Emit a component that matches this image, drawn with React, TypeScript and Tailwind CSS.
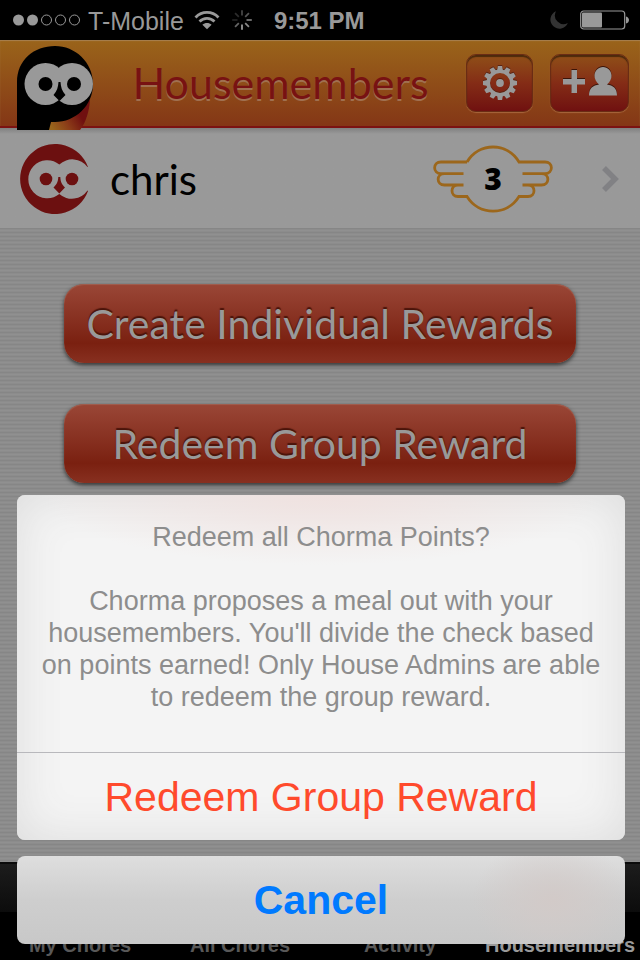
import React from "react";

const tabs = [
  { label: "My Chores", active: false },
  { label: "All Chores", active: false },
  { label: "Activity", active: false },
  { label: "Housemembers", active: true },
];

function WifiIcon() {
  return (
    <svg width="26" height="20" viewBox="0 0 26 20" fill="none" stroke="#999" strokeWidth="2.8" aria-hidden="true">
      <path d="M1.5 7.4C8 .8 18 .8 24.500 7.400" />
      <path d="M5.500 11.600C9.800 7.400 16.200 7.400 20.500 11.600" />
      <path d="M8.400 14.800C11 12.400 15 12.400 17.600 14.800L13 19.200Z" fill="#999" stroke="none" />
    </svg>
  );
}

const spokes = [
  { angle: 0, tone: "#444" },
  { angle: 45, tone: "#555" },
  { angle: 90, tone: "#777" },
  { angle: 135, tone: "#8a8a8a" },
  { angle: 180, tone: "#999" },
  { angle: 225, tone: "#666" },
  { angle: 270, tone: "#222" },
  { angle: 315, tone: "#2c2c2c" },
];

function Spinner() {
  return (
    <svg width="20" height="20" viewBox="-10 -10 20 20" aria-hidden="true">
      {spokes.map((s) => (
        <path key={s.angle} d="M0-4.500V-9.800" stroke={s.tone} strokeWidth="1.800" transform={`rotate(${s.angle})`} />
      ))}
    </svg>
  );
}

function StatusBar() {
  return (
    <div className="flex h-10 items-center bg-black pr-[11px] pl-3 text-[#999]">
      <svg width="70" height="14" viewBox="0 0 70 14" aria-hidden="true">
        <circle cx="6.500" cy="7" r="5.500" fill="#999" />
        <circle cx="20.500" cy="7" r="5.500" fill="#999" />
        {[34.5, 48.5, 62.5].map((x) => (
          <circle key={x} cx={x} cy="7" r="5" fill="none" stroke="#999" />
        ))}
      </svg>
      <span className="ml-1.5 pt-0.5 text-[25px] leading-8">T-Mobile</span>
      <span className="ml-2.5">
        <WifiIcon />
      </span>
      <span className="ml-3">
        <Spinner />
      </span>
      <span className="ml-[22px] pt-0.5 text-[24px] leading-8 font-bold">9:51 PM</span>
      <div className="ml-auto flex items-center gap-3">
        <svg width="18" height="18" viewBox="0 0 18 18" aria-hidden="true">
          <path d="M6 .3A9 9 0 1 0 17.800 11.900A8.600 8.600 0 0 1 6 .3Z" fill="#333" />
        </svg>
        <svg width="49" height="20" viewBox="0 0 49 20" aria-hidden="true">
          <rect x=".7" y="1" width="44" height="18" rx="3" fill="none" stroke="#999" strokeWidth="1.200" />
          <rect x="2" y="2.500" width="20" height="15" rx="1" fill="#999" />
          <path d="M46 6.500C48 7 49 8.500 49 10S48 13 46 13.500Z" fill="#999" />
        </svg>
      </div>
    </div>
  );
}

function OwlLogo() {
  return (
    <svg width="78" height="84" viewBox="0 0 78 84" role="img" aria-label="Chorma">
      <defs>
        <linearGradient id="tail" x1="36" y1="84" x2="62" y2="68" gradientUnits="userSpaceOnUse">
          <stop offset="0" stopColor="#99661c" />
          <stop offset=".5" stopColor="#8b3c18" />
          <stop offset="1" stopColor="#701010" />
        </linearGradient>
      </defs>
      <path d="M31 84L35 72L73 54C72 66 69 76 63 84Z" fill="url(#tail)" />
      <path d="M0 84V36C0 14 17 0 38 0C58 0 76 16 76 38C76 60 58 76 38 76H34L32 84Z" fill="#000" />
      <g fill="#999">
        <circle cx="28.500" cy="38" r="21" />
        <circle cx="55" cy="38" r="21" />
      </g>
      <circle cx="28.500" cy="38" r="7" />
      <circle cx="57" cy="38" r="7" />
      <path d="M41.500 36H43.500C43.800 41 45 45 48.500 49L42.500 55L36.500 49C40 45 41.200 41 41.500 36Z" />
    </svg>
  );
}

function OwlAvatar() {
  return (
    <svg width="70" height="70" viewBox="0 0 70 70" role="img" aria-label="chris">
      <path d="M68 23A35 35 0 1 0 68 47L67.500 46.500A19 19 0 0 1 39.300 50A19 19 0 1 1 39.300 20.500A19 19 0 0 1 67.500 23Z" fill="#6c1010" />
      <circle cx="26" cy="35" r="6.300" fill="#6c1010" />
      <circle cx="52" cy="35" r="6.300" fill="#6c1010" />
      <path d="M38.300 33H40.300C40.600 38 41.500 40 45 43.500L39.300 49.500L33.500 43.500C37 40 38 38 38.300 33Z" fill="#6c1010" />
    </svg>
  );
}

function GearIcon() {
  return (
    <svg width="34" height="36" viewBox="-17 -18 34 36" aria-hidden="true">
      {["#5a2412", "#999"].map((tone, i) => (
        <g key={tone} transform={`translate(0 ${i - 1})`} stroke={tone} fill="none">
          <circle r="11.800" strokeWidth="3.600" />
          <circle r="3.900" fill={tone} stroke="none" />
          {[0, 30, 60, 90, 120, 150, 180, 210, 240, 270, 300, 330].map((a) => (
            <path key={a} d="M-2.900-12.500L-2.100-17H2.100L2.900-12.500Z" fill={tone} stroke="none" transform={`rotate(${a})`} />
          ))}
        </g>
      ))}
    </svg>
  );
}

function AddPersonIcon() {
  const shape = "M0 12H8.500V3H14V12H22V17.500H14V26H8.500V17.500H0ZM26 28.500C26 21 30 18.500 36 17.500C33 15 31.500 12 31.500 8.800C31.500 3.500 35.500 0 40 0S48.500 3.500 48.500 8.800C48.500 12 47 15 44 17.500C50 18.500 54 21 54 28.500Z";
  return (
    <svg width="54" height="30" viewBox="0 0 54 30" className="mb-1 shrink-0" aria-hidden="true">
      <path d={shape} fill="#3c1408" />
      <path d={shape} fill="#999" transform="translate(0 1)" />
    </svg>
  );
}

function NavButton({ label, width, children }: { label: string; width: string; children: React.ReactNode }) {
  return (
    <button
      type="button"
      aria-label={label}
      className={`${width} flex h-[58px] items-center justify-center rounded-[10px] border border-[#6a2c14] bg-linear-to-b from-[#8f4f18] via-[#842c16] to-[#701010] shadow-[inset_0_2px_1px_#4c2a0c,0_1px_1px_#a8663c]`}
    >
      {children}
    </button>
  );
}

function WingBadge({ count }: { count: number }) {
  return (
    <div className="grid h-[68px] w-[120px] place-items-center">
      <svg className="col-start-1 row-start-1" width="120" height="68" viewBox="0 0 120 68" fill="none" stroke="#9c671c" strokeWidth="2.800" aria-hidden="true">
        <path d="M34 17H8C-.5 17-.5 28.700 8 28.700H30.500M11.500 28.700C3 28.700 3 40 11.500 40H30.500M25 40C17 40 17 51.500 25 51.500H34C46 71 74 71 86 51.500H95C103 51.500 103 40 95 40M89.500 40H108.500C117 40 117 28.700 108.500 28.700M89.500 28.700H112C120.500 28.700 120.500 17 112 17H86C74-3 46-3 34 17" />
      </svg>
      <span className="col-start-1 row-start-1 font-['Open_Sans','Noto_Sans',sans-serif] text-[30px] leading-8 font-extrabold text-black">{count}</span>
    </div>
  );
}

function RewardButton({ children }: { children: React.ReactNode }) {
  return (
    <button
      type="button"
      className="h-[79px] w-full rounded-[20px] bg-linear-to-b from-[#984434] from-5% via-[#7a2010] via-75% to-[#883020] font-[Lato,sans-serif] text-[41px] leading-[48px] whitespace-nowrap text-[#999] shadow-[inset_0_1px_1px_#a06050,0_2px_4px_#333] [text-shadow:0_-2px_1px_#4a140a]"
    >
      {children}
    </button>
  );
}

function ActionSheet() {
  return (
    <div role="dialog" aria-modal="true" aria-label="Redeem all Chorma Points?" className="absolute inset-x-0 bottom-0 flex flex-col gap-4 pr-[15px] pb-4 pl-[17px]">
      <div className="overflow-hidden rounded-lg bg-[#f4f4f4] shadow-[inset_0_0_48px_#dcdcdc]">
        <div className="border-b border-[#b8b8bc] bg-[radial-gradient(280px_70px_at_50%_0,#f0e2e0,transparent)] px-5 pt-[26px] pb-[39px] text-center text-[27px] leading-8 text-[#8d8d8d]">
          <p>Redeem all Chorma Points?</p>
          <p className="mt-8">
            Chorma proposes a meal out with your housemembers. You'll divide the check based on points earned! Only House Admins are able to redeem the group reward.
          </p>
        </div>
        <button type="button" className="h-[87px] w-full text-[41px] leading-[48px] text-[#ff4a2c]">
          Redeem Group Reward
        </button>
      </div>
      <button type="button" className="h-[88px] w-full rounded-lg bg-[radial-gradient(80px_60px_at_88%_50%,#d2cac8,transparent),linear-gradient(#dedede,#cecece_50%,#c8c8c8)] text-[41px] leading-[48px] font-bold text-[#007aff]">
        Cancel
      </button>
    </div>
  );
}

export default function App() {
  return (
    <div className="relative flex min-h-screen flex-col overflow-hidden bg-[#8c8c8c] font-['Liberation_Sans',Arial,sans-serif]">
      <StatusBar />
      <header className="flex h-[88px] items-start border-b-2 border-[#7c1212] bg-linear-to-b from-[#9a641a] to-[#843616] pr-[11px] pl-[17px] shadow-[inset_0_1px_1px_#a88050]">
        <div className="relative z-10 mt-1.5 h-[84px] w-[78px] shrink-0">
          <OwlLogo />
        </div>
        <h1 className="flex-1 pt-[14px] text-center font-[Lato,sans-serif] text-[43px] leading-[58px] text-[#781212] [text-shadow:0_2px_0_#a07050]">Housemembers</h1>
        <div className="flex gap-[17px] pt-[14px]">
          <NavButton label="Settings" width="w-[67px]">
            <GearIcon />
          </NavButton>
          <NavButton label="Add housemember" width="w-[79px]">
            <AddPersonIcon />
          </NavButton>
        </div>
      </header>
      <a href="#chris" className="flex h-[100px] items-center bg-linear-to-b from-[#808080] to-[#999] to-6% px-5 pt-0.5">
        <OwlAvatar />
        <span className="ml-5 font-[Lato,sans-serif] text-[42px] leading-[48px] text-black">chris</span>
        <span className="ml-auto">
          <WingBadge count={3} />
        </span>
        <svg className="ml-12" width="19" height="28" viewBox="0 0 19 28" fill="none" stroke="#818184" strokeWidth="5.500" aria-hidden="true">
          <path d="M3 3L14 14L3 25" />
        </svg>
      </a>
      <main className="flex flex-1 flex-col gap-[41px] bg-[repeating-linear-gradient(#868686_0_1px,#8c8c8c_1px_2px,#909090_2px_3px,#8c8c8c_3px_4px)] px-16 pt-14">
        <RewardButton>Create Individual Rewards</RewardButton>
        <RewardButton>Redeem Group Reward</RewardButton>
      </main>
      <nav className="grid h-[98px] grid-cols-4 border-t-2 border-[#0a0a0a] bg-[linear-gradient(#1c1c1c,#0c0c0c_48px,#000_48px)]">
        {tabs.map((t) => (
          <a key={t.label} href="#tab" className={`flex items-end justify-center pb-[3px] text-[20px] leading-6 font-bold ${t.active ? "text-[#999]" : "text-[#585858]"}`}>
            {t.label}
          </a>
        ))}
      </nav>
      <ActionSheet />
    </div>
  );
}
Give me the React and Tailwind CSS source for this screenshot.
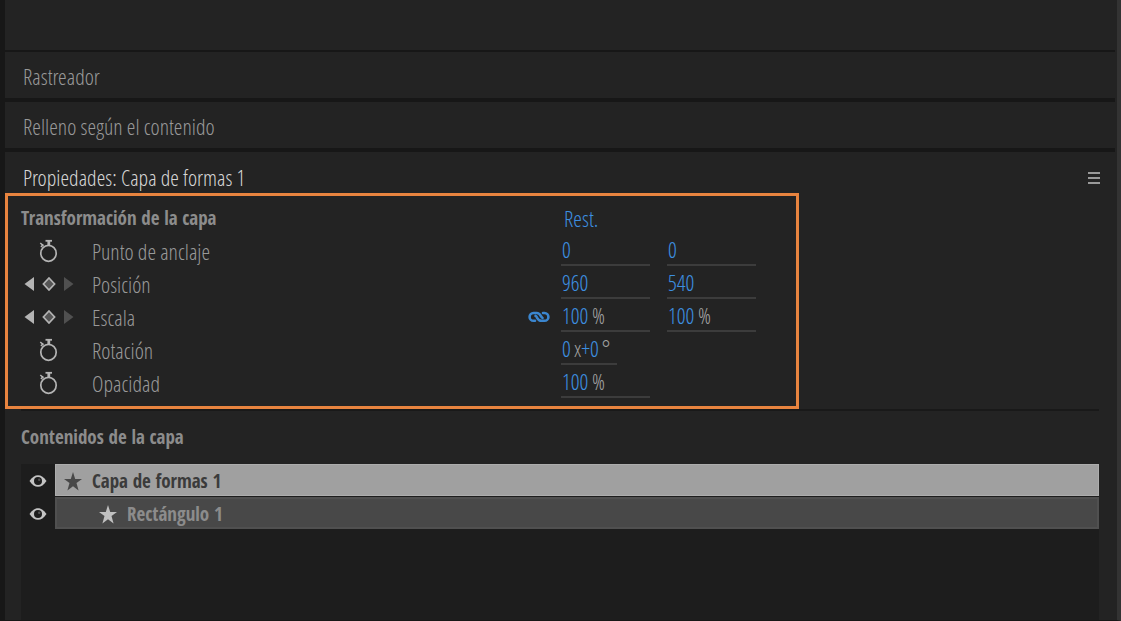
import React, { useState } from "react";

const transformRows = [
  {
    id: "anchor",
    label: "Punto de anclaje",
    fields: [{ value: "0" }, { value: "0" }],
  },
  {
    id: "position",
    label: "Posición",
    keyframed: true,
    fields: [{ value: "960" }, { value: "540" }],
  },
  {
    id: "scale",
    label: "Escala",
    keyframed: true,
    linked: true,
    fields: [
      { value: "100", unit: "%" },
      { value: "100", unit: "%" },
    ],
  },
  { id: "rotation", label: "Rotación", rotation: true },
  { id: "opacity", label: "Opacidad", fields: [{ value: "100", unit: "%" }] },
];

function StopwatchIcon() {
  return (
    <svg width="20" height="24" viewBox="0 0 20 24" fill="none" stroke="#b4b4b4">
      <ellipse cx="10.5" cy="14.3" rx="7.7" ry="8" strokeWidth="1.7" />
      <path d="M7.500 1.800h6.500" strokeWidth="1.800" />
      <path d="M10.800 2v4.500" strokeWidth="2.800" />
      <path d="M2.300 4l3.200 3M5.200 5.200L3 8" strokeWidth="1.500" />
    </svg>
  );
}

function LinkIcon() {
  return (
    <svg
      width="22"
      height="12"
      viewBox="0 0 22 12"
      fill="none"
      stroke="#3b86cf"
      strokeWidth="2.6"
      strokeLinecap="round"
    >
      <path d="M7 9.800H5.500a3.900 3.900 0 0 1 0-7.800h3.200c2.600 0 3.400 1.600 4.300 3.200c.5 1 .8 1.400 1.500 1.700" />
      <path d="M15 2h1.500a3.900 3.900 0 0 1 0 7.800h-3.200c-2.600 0-3.400-1.600-4.300-3.200c-.5-1-.8-1.400-1.500-1.700" />
    </svg>
  );
}

function EyeIcon() {
  return (
    <svg width="18" height="14" viewBox="0 0 18 14">
      <path d="M.5 7C3 3 6 1.200 9 1.200S15 3 17.500 7C15 11 12 12.800 9 12.800S3 11 .5 7z" fill="#c4c4c4" />
      <circle cx="9" cy="7" r="4" fill="#1d1d1d" />
      <circle cx="10.200" cy="5.800" r="1.200" fill="#555" />
    </svg>
  );
}

function StarIcon({ className }) {
  return (
    <svg width="18" height="19" viewBox="0 0 18 19" className={className} fill="currentColor">
      <path d="M9 0l2.200 6.900H18l-5.500 4.200 2.100 7.400L9 14.200l-5.600 4.300 2.100-7.400L0 6.900h6.800z" />
    </svg>
  );
}

function KeyframeNav({ label }) {
  return (
    <div className="flex items-center gap-2 pl-4">
      <button aria-label={`Fotograma clave anterior: ${label}`}>
        <svg width="10" height="14" viewBox="0 0 10 14">
          <path d="M10 0v14L.5 7z" fill="#b4b4b4" />
        </svg>
      </button>
      <button aria-label={`Añadir fotograma clave: ${label}`}>
        <svg width="14" height="14" viewBox="0 0 14 14">
          <path d="M7 1l5.600 6L7 13 1.400 7z" fill="#555" stroke="#b4b4b4" strokeWidth="1.700" />
        </svg>
      </button>
      <button aria-label={`Fotograma clave siguiente: ${label}`}>
        <svg width="10" height="14" viewBox="0 0 10 14">
          <path d="M0 0v14L9.500 7z" fill="#505050" />
        </svg>
      </button>
    </div>
  );
}

const numberClass =
  "min-w-0 bg-transparent p-0 text-[22px] leading-6 text-[#3d8fe0] outline-none";
const unitClass = "text-[22px] leading-6 text-[#a0a0a0]";
const fieldClass = "flex h-8 items-center border-b-2 border-[#3c3c3c] pl-px";
const headingClass =
  "font-['Open_Sans_Condensed','Roboto_Condensed',sans-serif] text-[19px] font-bold leading-6";

function ValueField({ label, value, unit }) {
  const [text, setText] = useState(value);

  return (
    <div className={`${fieldClass} w-[89px]`}>
      <input
        aria-label={label}
        value={text}
        onChange={(e) => setText(e.target.value)}
        className={`${numberClass} ${unit ? "w-[30px]" : "w-full"}`}
      />
      {unit && <span className={unitClass}>{unit}</span>}
    </div>
  );
}

function RotationField({ label }) {
  const [turns, setTurns] = useState("0");
  const [degrees, setDegrees] = useState("+0");

  return (
    <div className={`${fieldClass} w-14`}>
      <input
        aria-label={`${label}, vueltas`}
        value={turns}
        onChange={(e) => setTurns(e.target.value)}
        className={`${numberClass} w-3`}
      />
      <span className={unitClass}>x</span>
      <input
        aria-label={`${label}, grados`}
        value={degrees}
        onChange={(e) => setDegrees(e.target.value)}
        className={`${numberClass} w-5`}
      />
      <span className={unitClass}>°</span>
    </div>
  );
}

function TransformRow({ row }) {
  return (
    <div className="flex h-[33px] items-center">
      <div className="w-[84px] shrink-0">
        {row.keyframed ? (
          <KeyframeNav label={row.label} />
        ) : (
          <button aria-label={`Cronómetro: ${row.label}`} className="block pl-[30px]">
            <StopwatchIcon />
          </button>
        )}
      </div>
      <span className="flex-1 text-[22px] leading-6 text-[#999]">{row.label}</span>
      {row.linked && (
        <button aria-label="Restringir proporciones" className="mr-[11px]">
          <LinkIcon />
        </button>
      )}
      <div className="flex w-[195px] gap-[17px] self-start">
        {row.rotation ? (
          <RotationField label={row.label} />
        ) : (
          row.fields.map((field, i) => (
            <ValueField
              key={i}
              label={`${row.label} ${i + 1}`}
              value={field.value}
              unit={field.unit}
            />
          ))
        )}
      </div>
    </div>
  );
}

function PanelTab({ title }) {
  return (
    <button className="flex h-[50px] w-full items-center border-b-4 border-[#171717] pl-[18px] pt-0.5 text-left text-[22px] leading-6 text-[#999]">
      {title}
    </button>
  );
}

function App() {
  return (
    <div className="flex min-h-screen flex-col border-b border-l-5 border-r-4 border-b-[#171717] border-l-[#171717] border-r-[#333] bg-[#232323] font-['Open_Sans_Condensed_Light','Roboto_Condensed',sans-serif]">
      <div className="mr-0.5 h-[52px] border-b-2 border-[#171717]" />
      <div className="mr-0.5">
        <PanelTab title="Rastreador" />
        <PanelTab title="Relleno según el contenido" />
      </div>

      <header className="flex h-[41px] items-center justify-between pl-[18px] pr-[17px] pt-2">
        <h1 className="text-[22px] leading-6 text-[#d6d6d6]">
          Propiedades: Capa de formas 1
        </h1>
        <button aria-label="Menú del panel" className="flex w-3 flex-col gap-[3px] pt-0.5">
          <span className="h-0.5 bg-[#999]" />
          <span className="h-0.5 bg-[#999]" />
          <span className="h-0.5 bg-[#999]" />
        </button>
      </header>

      <section className="w-full max-w-[794px] border-3 border-[#e8843f] pb-[7px] pr-10 pt-[5px]">
        <div className="flex h-[33px] items-center pl-[13px]">
          <h2 className={`${headingClass} flex-1 text-[#8c8c8c]`}>
            Transformación de la capa
          </h2>
          <button className="w-[195px] pl-[3px] text-left text-[22px] leading-6 text-[#3d8fe0]">
            Rest.
          </button>
        </div>
        {transformRows.map((row) => (
          <TransformRow key={row.id} row={row} />
        ))}
      </section>

      <section className="flex flex-1 flex-col pl-4 pr-[18px]">
        <h2
          className={`${headingClass} border-t-2 border-[#191919] pb-[15px] pt-[14px] text-[#8c8c8c]`}
        >
          Contenidos de la capa
        </h2>
        <ul className="flex flex-1 flex-col gap-px bg-[#1d1d1d]">
          <li className="flex h-8 items-center">
            <button aria-label="Mostrar u ocultar Capa de formas 1" className="w-[34px] pl-2 pt-0.5">
              <EyeIcon />
            </button>
            <button
              className={`${headingClass} flex h-8 flex-1 items-center gap-2.5 border border-[#adadad] bg-[#a0a0a0] pl-2 pt-0.5 text-left text-[#3b3b3b]`}
            >
              <StarIcon className="text-[#484848]" />
              Capa de formas 1
            </button>
          </li>
          <li className="flex h-8 items-center">
            <button aria-label="Mostrar u ocultar Rectángulo 1" className="w-[34px] pl-2 pt-0.5">
              <EyeIcon />
            </button>
            <button
              className={`${headingClass} flex h-8 flex-1 items-center gap-2.5 border-2 border-[#505050] bg-[#484848] pl-[42px] pt-0.5 text-left text-[#8c8c8c]`}
            >
              <StarIcon className="text-[#c0c0c0]" />
              Rectángulo 1
            </button>
          </li>
        </ul>
      </section>
    </div>
  );
}

export default App;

----------

## EXERCISE BRIEF
Where a line of the material above holds the string "this", copy that line.

## WORKED ANSWER
Emit a component that matches this image, drawn with React, TypeScript and Tailwind CSS.
Give me the React and Tailwind CSS source for this screenshot.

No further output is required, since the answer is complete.